### Task brief
Copy out the listing that follows, exact in every word, and skip the images.

## start Entries

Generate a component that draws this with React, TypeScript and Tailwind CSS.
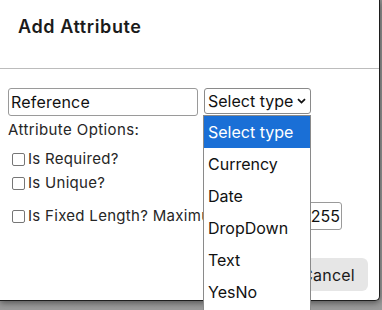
import React from "react";

const font = { fontFamily: "Inter, 'Liberation Sans', sans-serif" };

const CheckRow = ({ label, className = "" }: { label: string; className?: string }) => (
  <div className={`flex items-center gap-[3px] ${className}`}>
    <span className="ml-[4px] h-[13px] w-[13px] shrink-0 rounded-[2px] border border-[#767676] bg-white" />
    <span className="whitespace-nowrap text-[15px] leading-[18px] tracking-[0.3px] text-[#262626]">{label}</span>
  </div>
);

const options = ["Select type", "Currency", "Date", "DropDown", "Text", "YesNo"];

export default function App() {
  return (
    <div
      className="relative h-[310px] w-[382px] overflow-hidden bg-gradient-to-b from-[#8f8f8f] to-[#9b9b9b]"
      style={font}
    >
      {/* modal */}
      <div className="relative h-[301px] w-[380px] rounded-br-[5px] border-b border-r border-[#1e1e1e] bg-white shadow-[0_2px_6px_rgba(0,0,0,0.45)]">
        <div className="h-[69px] border-b border-[#bcbcbc] px-[18px] pt-[16px]">
          <h2 className="text-[18px] font-semibold leading-[22px] tracking-[0.6px] text-[#1b1b1b]">Add Attribute</h2>
        </div>

        <div className="px-[8px] pt-[19px]">
          <div className="flex items-start gap-[6px]">
            <div className="flex h-[28px] w-[190px] items-center rounded-[3px] border border-[#9a9a9a] px-[2px] text-[16px] tracking-[0.2px] text-[#111]">
              Reference
            </div>
            <div className="flex h-[26px] w-[107px] items-center justify-between rounded-[3px] border border-[#8a8a8a] pl-[3px] pr-[4px] text-[16px] text-[#111]">
              <span>Select type</span>
              <svg width="9" height="6" viewBox="0 0 9 6">
                <path d="M1 1.2 4.5 4.6 8 1.2" fill="none" stroke="#111" strokeWidth="1.8" />
              </svg>
            </div>
          </div>

          <div className="mt-[5px] text-[15px] leading-[18px] tracking-[0.4px] text-[#262626]">Attribute Options:</div>

          <CheckRow label="Is Required?" className="mt-[11px]" />
          <CheckRow label="Is Unique?" className="mt-[6px]" />

          <div className="mt-[10px] flex items-center">
            <CheckRow label="Is Fixed Length? Maximum Length:" />
            <div className="ml-auto mr-[29px] flex h-[28px] w-[40px] items-center justify-end rounded-[3px] border border-[#9a9a9a] pr-[1px] text-[16px] text-[#111]">
              255
            </div>
          </div>

          <div className="mt-[28px] flex justify-end pr-[3px]">
            <button className="h-[33px] w-[80px] rounded-[6px] bg-[#e6e6e6] text-[16px] tracking-[0.2px] text-[#1a1a1a]">
              Cancel
            </button>
          </div>
        </div>
      </div>

      {/* open select list */}
      <ul className="absolute left-[203px] top-[115px] h-[200px] w-[108px] border border-[#8a8a8a] bg-white">
        {options.map((o, i) => (
          <li
            key={o}
            className={`flex h-[32px] items-center pl-[4px] text-[16px] ${
              i === 0 ? "bg-[#1a6fd6] text-white" : "text-[#111]"
            }`}
          >
            {o}
          </li>
        ))}
      </ul>
    </div>
  );
}
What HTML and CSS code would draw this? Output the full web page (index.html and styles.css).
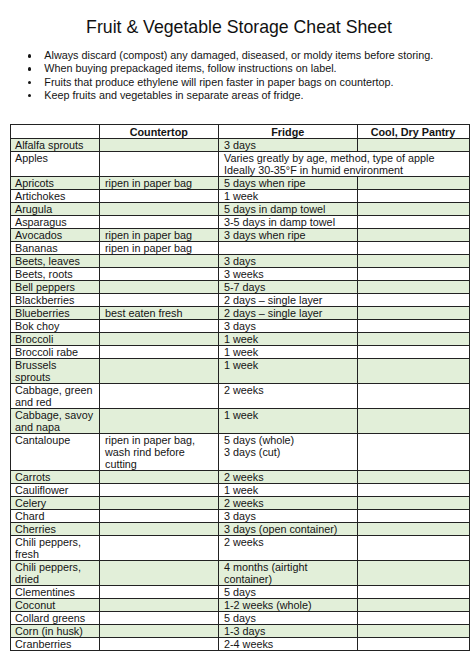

## end Entries

### Written solution
Generate a component that draws this with React, TypeScript and Tailwind CSS.
import React from "react";

const font = { fontFamily: "Inter, 'Liberation Sans', sans-serif" };

const CheckRow = ({ label, className = "" }: { label: string; className?: string }) => (
  <div className={`flex items-center gap-[3px] ${className}`}>
    <span className="ml-[4px] h-[13px] w-[13px] shrink-0 rounded-[2px] border border-[#767676] bg-white" />
    <span className="whitespace-nowrap text-[15px] leading-[18px] tracking-[0.3px] text-[#262626]">{label}</span>
  </div>
);

const options = ["Select type", "Currency", "Date", "DropDown", "Text", "YesNo"];

export default function App() {
  return (
    <div
      className="relative h-[310px] w-[382px] overflow-hidden bg-gradient-to-b from-[#8f8f8f] to-[#9b9b9b]"
      style={font}
    >
      {/* modal */}
      <div className="relative h-[301px] w-[380px] rounded-br-[5px] border-b border-r border-[#1e1e1e] bg-white shadow-[0_2px_6px_rgba(0,0,0,0.45)]">
        <div className="h-[69px] border-b border-[#bcbcbc] px-[18px] pt-[16px]">
          <h2 className="text-[18px] font-semibold leading-[22px] tracking-[0.6px] text-[#1b1b1b]">Add Attribute</h2>
        </div>

        <div className="px-[8px] pt-[19px]">
          <div className="flex items-start gap-[6px]">
            <div className="flex h-[28px] w-[190px] items-center rounded-[3px] border border-[#9a9a9a] px-[2px] text-[16px] tracking-[0.2px] text-[#111]">
              Reference
            </div>
            <div className="flex h-[26px] w-[107px] items-center justify-between rounded-[3px] border border-[#8a8a8a] pl-[3px] pr-[4px] text-[16px] text-[#111]">
              <span>Select type</span>
              <svg width="9" height="6" viewBox="0 0 9 6">
                <path d="M1 1.2 4.5 4.6 8 1.2" fill="none" stroke="#111" strokeWidth="1.8" />
              </svg>
            </div>
          </div>

          <div className="mt-[5px] text-[15px] leading-[18px] tracking-[0.4px] text-[#262626]">Attribute Options:</div>

          <CheckRow label="Is Required?" className="mt-[11px]" />
          <CheckRow label="Is Unique?" className="mt-[6px]" />

          <div className="mt-[10px] flex items-center">
            <CheckRow label="Is Fixed Length? Maximum Length:" />
            <div className="ml-auto mr-[29px] flex h-[28px] w-[40px] items-center justify-end rounded-[3px] border border-[#9a9a9a] pr-[1px] text-[16px] text-[#111]">
              255
            </div>
          </div>

          <div className="mt-[28px] flex justify-end pr-[3px]">
            <button className="h-[33px] w-[80px] rounded-[6px] bg-[#e6e6e6] text-[16px] tracking-[0.2px] text-[#1a1a1a]">
              Cancel
            </button>
          </div>
        </div>
      </div>

      {/* open select list */}
      <ul className="absolute left-[203px] top-[115px] h-[200px] w-[108px] border border-[#8a8a8a] bg-white">
        {options.map((o, i) => (
          <li
            key={o}
            className={`flex h-[32px] items-center pl-[4px] text-[16px] ${
              i === 0 ? "bg-[#1a6fd6] text-white" : "text-[#111]"
            }`}
          >
            {o}
          </li>
        ))}
      </ul>
    </div>
  );
}
What HTML and CSS code would draw this? Output the full web page (index.html and styles.css).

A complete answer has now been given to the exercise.